The resulting “divergence” between ETFs that track indices from different providers can be seen by comparing the performance of the $146.7bn Vanguard Growth ETF, which tracks the CRSP US Large Cap Growth Index, and the $28.1bn iShares S&P 500 Growth ETF, according to the report. The Vanguard ETF was up 8.93 per cent from the start of the year through to February 27, compared to the iShares ETF, which was up only 3.98 per cent.

Every ETF that tracks an index is affected by index rebalancing and the timing of the shuffle depends primarily on the methodology of the index provider, Ullal said.

“The most important rebalances to focus on are large headline indices like the S&P 500 and Russell 1000 and 2000, since sector indices (and therefore sector ETFs) are derived from the parent headline index,” Ullal wrote.
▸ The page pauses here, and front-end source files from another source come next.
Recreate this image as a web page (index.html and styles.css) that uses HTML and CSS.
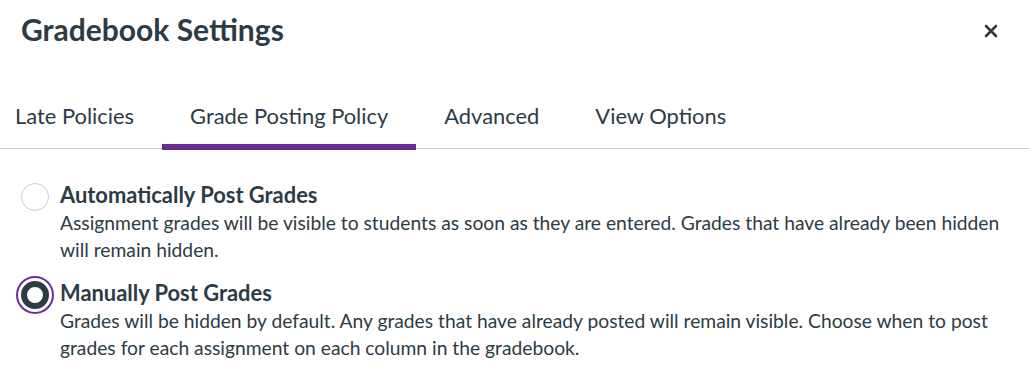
FILE: index.html
```html
<!DOCTYPE html>
<html lang="en">
<head>
<meta charset="utf-8">
<title>Gradebook Settings</title>
<link rel="stylesheet" href="styles.css">
</head>
<body>
<div class="modal">
  <header class="header">
    <h1 class="title">Gradebook Settings</h1>
    <button class="close" aria-label="Close">
      <svg viewBox="0 0 14 14" width="14" height="14" aria-hidden="true">
        <path d="M2 2 L12 12 M12 2 L2 12" stroke="#2D3B45" stroke-width="2.6" stroke-linecap="round"/>
      </svg>
    </button>
  </header>
  <nav class="tabs">
    <div class="tab">Late Policies</div>
    <div class="tab tab-selected">Grade Posting Policy</div>
    <div class="tab">Advanced</div>
    <div class="tab">View Options</div>
  </nav>
  <section class="content">
    <div class="option">
      <span class="radio"></span>
      <div class="option-text">
        <div class="option-label">Automatically Post Grades</div>
        <p class="option-desc">Assignment grades will be visible to students as soon as they are entered. Grades that have already been hidden will remain hidden.</p>
      </div>
    </div>
    <div class="option">
      <span class="radio radio-checked"></span>
      <div class="option-text">
        <div class="option-label">Manually Post Grades</div>
        <p class="option-desc">Grades will be hidden by default. Any grades that have already posted will remain visible. Choose when to post grades for each assignment on each column in the gradebook.</p>
      </div>
    </div>
  </section>
</div>
</body>
</html>
```
FILE: styles.css
```css
html, body {
  margin: 0;
  padding: 0;
  background: #ffffff;
}
body {
  font-family: Lato, "Open Sans", sans-serif;
  color: #2D3B45;
  overflow: hidden;
}
.modal {
  width: 1029px;
}
.header {
  height: 62px;
  box-sizing: border-box;
  display: flex;
  align-items: flex-start;
  justify-content: space-between;
  padding: 14px 31px 0 21px;
}
.title {
  margin: 0;
  font-size: 30px;
  font-weight: 700;
  line-height: 30px;
}
.close {
  border: 0;
  background: none;
  padding: 0;
  margin-top: 10px;
  width: 14px;
  height: 14px;
  display: flex;
}
.tabs {
  display: flex;
  margin-top: 22px;
  margin-left: -13px;
  border-bottom: 1px solid #C7CDD1;
}
.tab {
  position: relative;
  padding: 0 28px;
  height: 64px;
  line-height: 64px;
  font-size: 21.9px;
  white-space: nowrap;
}
.tab-selected::after {
  content: "";
  position: absolute;
  left: 0;
  right: 0;
  bottom: -2px;
  height: 6px;
  background: #6B2D91;
}
.content {
  padding: 32px 18px 0 21px;
}
.option {
  display: flex;
  gap: 11px;
  margin-bottom: 16px;
}
.radio {
  flex: none;
  width: 28px;
  height: 28px;
  margin-top: 2px;
  box-sizing: border-box;
  border-radius: 50%;
  border: 1px solid #C7CDD1;
  background: #ffffff;
}
.radio-checked {
  border: 6.5px solid #2D3B45;
  box-shadow: 0 0 0 3px #ffffff, 0 0 0 5px #6B2D91;
}
.option-label {
  font-size: 21.9px;
  font-weight: 700;
  line-height: 28px;
}
.option-desc {
  margin: 0;
  font-size: 19.25px;
  line-height: 27px;
}
```
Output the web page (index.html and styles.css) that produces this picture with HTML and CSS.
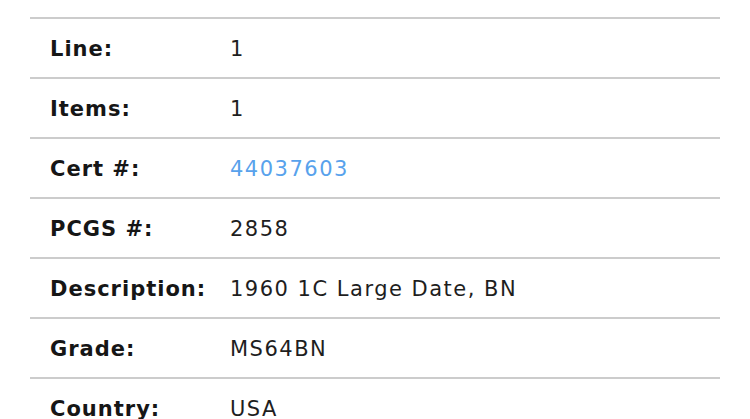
FILE: index.html
```html
<!DOCTYPE html>
<html>
<head>
<meta charset="utf-8">
<link rel="stylesheet" href="styles.css">
</head>
<body>
<div class="details">
  <div class="row"><div class="label">Line:</div><div class="value">1</div></div>
  <div class="row"><div class="label">Items:</div><div class="value">1</div></div>
  <div class="row"><div class="label">Cert #:</div><div class="value"><a class="link" href="#">44037603</a></div></div>
  <div class="row"><div class="label">PCGS #:</div><div class="value">2858</div></div>
  <div class="row"><div class="label">Description:</div><div class="value">1960 1C Large Date, BN</div></div>
  <div class="row"><div class="label">Grade:</div><div class="value">MS64BN</div></div>
  <div class="row"><div class="label">Country:</div><div class="value">USA</div></div>
</div>
</body>
</html>
```
FILE: styles.css
```css
html, body {
  margin: 0;
  padding: 0;
  background: #fff;
}
body {
  font-family: "DejaVu Sans", sans-serif;
  color: #1c1c1c;
  padding: 17px 30px 0 30px;
}
.details {
  display: flex;
  flex-direction: column;
}
.row {
  display: flex;
  align-items: center;
  height: 57px;
  padding-top: 1px;
  border-top: 2px solid #cccccc;
  padding-left: 20px;
  font-size: 21px;
}
.label {
  width: 180px;
  font-weight: bold;
  color: #161616;
  letter-spacing: 1px;
}
.value {
  color: #1e1e1e;
  letter-spacing: 1.5px;
}
.link {
  color: #58a2ec;
  text-decoration: none;
}
```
The large gap between ETFs based on underlying indices has also affected value-oriented ETFs, the report noted. Value and growth ETFs from the same shop that track indices from different companies have had inverse performance gaps depending on the indices they track, the report shows.

In the US small-cap equity space, for example, the $29.6bn Vanguard Small-Cap Growth ETF outperformed its value counterpart, the $50.8bn Vanguard Small-Cap Value ETF, by 2.2 percentage points over the first two months of 2023. Both ETFs track CRSP indices.
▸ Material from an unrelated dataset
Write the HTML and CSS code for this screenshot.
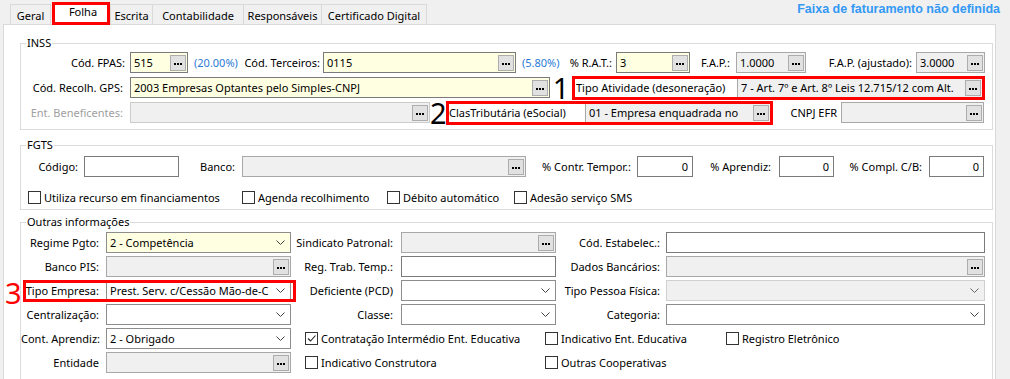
FILE: index.html
```html
<!DOCTYPE html>
<html lang="pt-BR">
<head>
  <meta charset="UTF-8" />
  <title>Empresa - Folha</title>
  <link rel="stylesheet" href="styles.css">
</head>
<body>
  <div class="topbar">
    <div class="tabs">
      <div class="tab t-geral">Geral</div>
      <div class="tab active t-folha">Folha</div>
      <div class="tab t-escrita">Escrita</div>
      <div class="tab t-contab">Contabilidade</div>
      <div class="tab t-resp">Responsáveis</div>
      <div class="tab t-cert">Certificado Digital</div>
    </div>
    <div class="faixa">Faixa de faturamento não definida</div>
  </div>

  <div class="panel">

    <!-- INSS -->
    <fieldset class="group inss">
      <legend>INSS</legend>
      <div class="row">
        <span class="lbl i-fpas">Cód. FPAS:</span>
        <div class="inp yellow i-fpas-in"><span class="val">515</span><b class="more"></b></div>
        <span class="pct i-pct1">(20.00%)</span>
        <span class="lbl i-terc">Cód. Terceiros:</span>
        <div class="inp yellow i-terc-in"><span class="val">0115</span><b class="more"></b></div>
        <span class="pct i-pct2">(5.80%)</span>
        <span class="lbl i-rat">% R.A.T.:</span>
        <div class="inp yellow i-rat-in"><span class="val">3</span><b class="more"></b></div>
        <span class="lbl i-fap">F.A.P.:</span>
        <div class="inp off i-fap-in"><span class="val">1.0000</span><b class="more"></b></div>
        <span class="lbl i-fapaj">F.A.P. (ajustado):</span>
        <div class="inp off i-fapaj-in"><span class="val">3.0000</span><b class="more"></b></div>
      </div>
      <div class="row">
        <span class="lbl i-first">Cód. Recolh. GPS:</span>
        <div class="inp yellow i-gps-in"><span class="val">2003 Empresas Optantes pelo Simples-CNPJ</span><b class="more"></b></div>
        <span class="num i-num1">1</span>
        <div class="mark i-box1">
          <span class="i-tipo">Tipo Atividade (desoneração)</span>
          <div class="inp off boxed"><span class="val">7 - Art. 7º e Art. 8º Leis 12.715/12 com Alt.</span><b class="more"></b></div>
        </div>
      </div>
      <div class="row">
        <span class="lbl i-first muted">Ent. Beneficentes:</span>
        <div class="inp off light i-benef-in"><span class="val"></span><b class="more"></b></div>
        <span class="num i-num2">2</span>
        <div class="mark i-box2">
          <span class="i-clas">ClasTributária (eSocial)</span>
          <div class="inp off boxed"><span class="val">01 - Empresa enquadrada no</span><b class="more"></b></div>
        </div>
        <span class="lbl i-efr">CNPJ EFR</span>
        <div class="inp off i-efr-in"><span class="val"></span><b class="more"></b></div>
      </div>
    </fieldset>

    <!-- FGTS -->
    <fieldset class="group fgts">
      <legend>FGTS</legend>
      <div class="row">
        <span class="lbl f-cod">Código:</span>
        <div class="inp f-cod-in"></div>
        <span class="lbl f-banco">Banco:</span>
        <div class="inp off f-banco-in"><span class="val"></span><b class="more"></b></div>
        <span class="lbl f-temp">% Contr. Tempor.:</span>
        <div class="inp num-in f-temp-in">0</div>
        <span class="lbl f-apr">% Aprendiz:</span>
        <div class="inp num-in f-apr-in">0</div>
        <span class="lbl f-cb">% Compl. C/B:</span>
        <div class="inp num-in f-cb-in">0</div>
      </div>
      <div class="checks fgts-checks">
        <label class="check f-c1"><i class="box"></i>Utiliza recurso em financiamentos</label>
        <label class="check f-c2"><i class="box"></i>Agenda recolhimento</label>
        <label class="check f-c3"><i class="box"></i>Débito automático</label>
        <label class="check"><i class="box"></i>Adesão serviço SMS</label>
      </div>
    </fieldset>

    <!-- Outras informações -->
    <fieldset class="group outras">
      <legend>Outras informações</legend>
      <div class="grid">
        <span class="lbl o-l1">Regime Pgto:</span>
        <div class="combo yellow"><span class="val">2 - Competência</span><svg class="chev" width="9" height="5"><path d="M0.5 0.5l4 4 4-4" fill="none" stroke="#444"/></svg></div>
        <span class="lbl o-l2">Sindicato Patronal:</span>
        <div class="inp off"><span class="val"></span><b class="more"></b></div>
        <span class="lbl o-l3">Cód. Estabelec.:</span>
        <div class="inp"></div>

        <span class="lbl o-l1">Banco PIS:</span>
        <div class="inp off"><span class="val"></span><b class="more"></b></div>
        <span class="lbl o-l2">Reg. Trab. Temp.:</span>
        <div class="inp"></div>
        <span class="lbl o-l3">Dados Bancários:</span>
        <div class="inp off"><span class="val"></span><b class="more"></b></div>

        <span class="lbl o-l1 o-r3a">Tipo Empresa:</span>
        <div class="combo o-r3b"><span class="val">Prest. Serv. c/Cessão Mão-de-C</span><svg class="chev" width="9" height="5"><path d="M0.5 0.5l4 4 4-4" fill="none" stroke="#444"/></svg></div>
        <span class="lbl o-l2">Deficiente (PCD)</span>
        <div class="combo"><span class="val"></span><svg class="chev" width="9" height="5"><path d="M0.5 0.5l4 4 4-4" fill="none" stroke="#444"/></svg></div>
        <span class="lbl o-l3">Tipo Pessoa Física:</span>
        <div class="combo off"><span class="val"></span><svg class="chev" width="9" height="5"><path d="M0.5 0.5l4 4 4-4" fill="none" stroke="#666"/></svg></div>

        <span class="lbl o-l1">Centralização:</span>
        <div class="combo"><span class="val"></span><svg class="chev" width="9" height="5"><path d="M0.5 0.5l4 4 4-4" fill="none" stroke="#444"/></svg></div>
        <span class="lbl o-l2">Classe:</span>
        <div class="combo"><span class="val"></span><svg class="chev" width="9" height="5"><path d="M0.5 0.5l4 4 4-4" fill="none" stroke="#444"/></svg></div>
        <span class="lbl o-l3">Categoria:</span>
        <div class="combo"><span class="val"></span><svg class="chev" width="9" height="5"><path d="M0.5 0.5l4 4 4-4" fill="none" stroke="#444"/></svg></div>

        <span class="lbl o-l1">Cont. Aprendiz:</span>
        <div class="combo"><span class="val">2 - Obrigado</span><svg class="chev" width="9" height="5"><path d="M0.5 0.5l4 4 4-4" fill="none" stroke="#444"/></svg></div>
        <div class="checks o-checks">
          <label class="check o-c1"><i class="box on"><svg width="11" height="11"><path d="M2 5.5l2.5 2.5 5-5.5" fill="none" stroke="#222" stroke-width="1.1"/></svg></i>Contratação Intermédio Ent. Educativa</label>
          <label class="check o-c2"><i class="box"></i>Indicativo Ent. Educativa</label>
          <label class="check"><i class="box"></i>Registro Eletrônico</label>
        </div>

        <span class="lbl o-l1">Entidade</span>
        <div class="inp off"><span class="val"></span><b class="more"></b></div>
        <div class="checks o-checks">
          <label class="check o-c1"><i class="box"></i>Indicativo Construtora</label>
          <label class="check o-c2"><i class="box"></i>Outras Cooperativas</label>
        </div>

        <div class="mark o-box3"><span class="num red">3</span></div>
      </div>
    </fieldset>

  </div>
</body>
</html>
```

FILE: styles.css
```css
body {
  margin: 0;
  background: #f0f0f0;
  font-family: "Noto Sans", sans-serif;
  font-size: 11px;
  color: #000;
  overflow: hidden;
  height: 379px;
}

/* tabs */
.topbar {
  display: flex;
  justify-content: space-between;
  height: 24px;
}

.tabs {
  display: flex;
  align-items: flex-end;
  padding-left: 10px;
}

.tab {
  height: 20px;
  box-sizing: border-box;
  border: 1px solid #d9d9d9;
  border-bottom: none;
  background: #f0f0f0;
  display: flex;
  align-items: center;
  justify-content: center;
  padding-top: 1px;
  white-space: nowrap;
}

.tab.active {
  height: 23px;
  margin-bottom: -1px;
  border: 3px solid #f00;
  background: #fff;
  padding: 0 0 4px 4px;
  position: relative;
  z-index: 1;
}

.t-geral { width: 41px; }
.t-folha { width: 58px; margin-left: 1px; }
.t-escrita { width: 43px; }
.t-contab { width: 92px; margin-left: -1px; }
.t-resp { width: 79px; margin-left: -1px; }
.t-cert { width: 106px; margin-left: -1px; }

.faixa {
  color: #3399f5;
  font-family: "Liberation Sans", sans-serif;
  font-weight: bold;
  font-size: 12.5px;
  padding: 2px 10px 0 0;
}

/* panel and group boxes */
.panel {
  margin-left: 3px;
  width: 993px;
  height: 355px;
  box-sizing: border-box;
  background: #fff;
  border: 1px solid #d9d9d9;
  border-bottom: none;
  padding-top: 10px;
  overflow: hidden;
}

.group {
  margin: 0 2px 0 16px;
  padding: 1px 0 0 0;
  border: 1px solid #dcdcdc;
  min-width: 0;
}

.group legend {
  margin-left: 5px;
  padding: 0 1px;
  line-height: 16px;
}

.inss { padding-bottom: 6px; }
.fgts { margin-top: 7px; padding: 3px 0 4px; }
.outras { margin-top: 4px; padding-top: 2px; height: 200px; }

.row {
  display: flex;
  align-items: center;
  height: 21px;
}

.row + .row { margin-top: 4px; }

.lbl {
  box-sizing: border-box;
  text-align: right;
  white-space: nowrap;
  flex-shrink: 0;
}

.muted { color: #a0a0a0; }

.pct {
  color: #2b7bd6;
  box-sizing: border-box;
  white-space: nowrap;
  flex-shrink: 0;
}

/* inputs */
.inp,
.combo {
  height: 21px;
  box-sizing: border-box;
  border: 1px solid #7a7a7a;
  background: #fff;
  display: flex;
  align-items: center;
  padding: 0 1px 0 3px;
  flex-shrink: 0;
  white-space: nowrap;
  overflow: hidden;
}

.combo { border-color: #8d8d8d; padding-right: 5px; }

.yellow { background: #ffffe1; }
.off { background: #f0f0f0; border-color: #a8a8a8; }
.light { border-color: #cccccc; }
.combo.off { border-color: #d0d0d0; }

.val {
  flex: 1;
  overflow: hidden;
  white-space: nowrap;
}

.num-in { justify-content: flex-end; padding-right: 4px; }

.more {
  width: 16px;
  height: 16px;
  box-sizing: border-box;
  background: #e1e1e1;
  border: 1px solid #adadad;
  display: flex;
  align-items: center;
  justify-content: center;
  flex-shrink: 0;
  padding: 3px 6px 0 0;
}

.more::before {
  content: "";
  width: 2px;
  height: 2px;
  background: #000;
  box-shadow: 3px 0 #000, 6px 0 #000;
}

/* annotations */
.mark {
  box-sizing: border-box;
  border: 3px solid #f00;
  height: 24px;
  display: flex;
  align-items: center;
  flex-shrink: 0;
}

.mark .boxed {
  flex: 1;
  height: 100%;
  border-top: none;
  border-right: none;
  border-bottom: none;
}

.num {
  font-size: 29px;
  line-height: 21px;
  text-align: center;
  flex-shrink: 0;
}

.num.red { color: #f00; }

/* INSS widths */
.i-fpas { width: 109px; padding-right: 5px; }
.i-fpas-in { width: 58px; }
.i-pct1 { width: 52px; padding-left: 6px; }
.i-terc { width: 83px; padding-right: 3px; }
.i-terc-in { width: 193px; }
.i-pct2 { width: 47px; padding-left: 6px; }
.i-rat { width: 53px; padding-right: 4px; }
.i-rat-in { width: 74px; }
.i-fap { width: 46px; padding-right: 6px; }
.i-fap-in { width: 70px; }
.i-fapaj { width: 110px; padding-right: 4px; }
.i-fapaj-in { width: 69px; }

.i-first { width: 109px; padding-right: 7px; }
.i-gps-in { width: 420px; }
.i-num1 { width: 22px; }
.i-box1 { width: 413px; }
.i-tipo { width: 161px; padding-left: 1px; white-space: nowrap; }
.i-benef-in { width: 300px; }
.i-num2 { width: 16px; }
.i-box2 { width: 327px; }
.i-clas { width: 136px; white-space: nowrap; }
.i-efr { width: 68px; padding-right: 4px; }
.i-efr-in { width: 143px; }

/* FGTS widths */
.f-cod { width: 63px; padding-right: 6px; }
.f-cod-in { width: 95px; }
.f-banco { width: 63px; padding-right: 7px; }
.f-banco-in { width: 284px; }
.f-temp { width: 111px; padding-right: 6px; }
.f-temp-in { width: 56px; }
.f-apr { width: 86px; padding-right: 8px; }
.f-apr-in { width: 55px; }
.f-cb { width: 95px; padding-right: 7px; }
.f-cb-in { width: 55px; }

/* checkboxes */
.checks {
  display: flex;
  align-items: center;
  height: 16px;
}

.fgts-checks { margin-top: 12px; padding-left: 7px; }

.check {
  display: flex;
  align-items: center;
  gap: 3px;
  white-space: nowrap;
  flex-shrink: 0;
}

.box {
  width: 13px;
  height: 13px;
  box-sizing: border-box;
  border: 1px solid #333;
  background: #fff;
  display: flex;
  align-items: center;
  justify-content: center;
}

.f-c1 { width: 214px; }
.f-c2 { width: 145px; }
.f-c3 { width: 127px; }

/* Outras informações grid */
.grid {
  display: grid;
  grid-template-columns: 85px 185px 110px 155px 110px 319px;
  grid-auto-rows: 21px;
  row-gap: 3px;
  align-items: center;
}

.grid > .inp,
.grid > .combo { width: 100%; }

.o-l1 { padding-right: 7px; }
.o-l2 { padding-right: 8px; }
.o-l3 { padding-right: 6px; }

.o-r3a { grid-row: 3; grid-column: 1; }
.o-r3b { grid-row: 3; grid-column: 2; }

.o-checks {
  grid-column: 3 / 7;
  height: 21px;
  padding-left: 14px;
}

.o-c1 { width: 240px; }
.o-c2 { width: 181px; }

.o-box3 {
  grid-column: 1 / 3;
  grid-row: 3;
  height: 22px;
  margin: 0 -5px 0 2px;
  position: relative;
}

.o-box3 .num {
  position: absolute;
  left: -21px;
  top: -1px;
}
```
But Vanguard’s US small-cap ETFs that track S&P indices, such as the $1.4bn Vanguard S&P Small-Cap 600 Value ETF, are outperforming growth ETFs like the $534mn Vanguard S&P Small-Cap 600 Growth ETF by an average of 3.94 percentage points from the start of the year through to February 27, the report noted.

The two Vanguard small-cap value funds have a 6.14 percentage point difference in performance — even though they’re in the same asset class — owing to the different underlying indices, Ullal noted.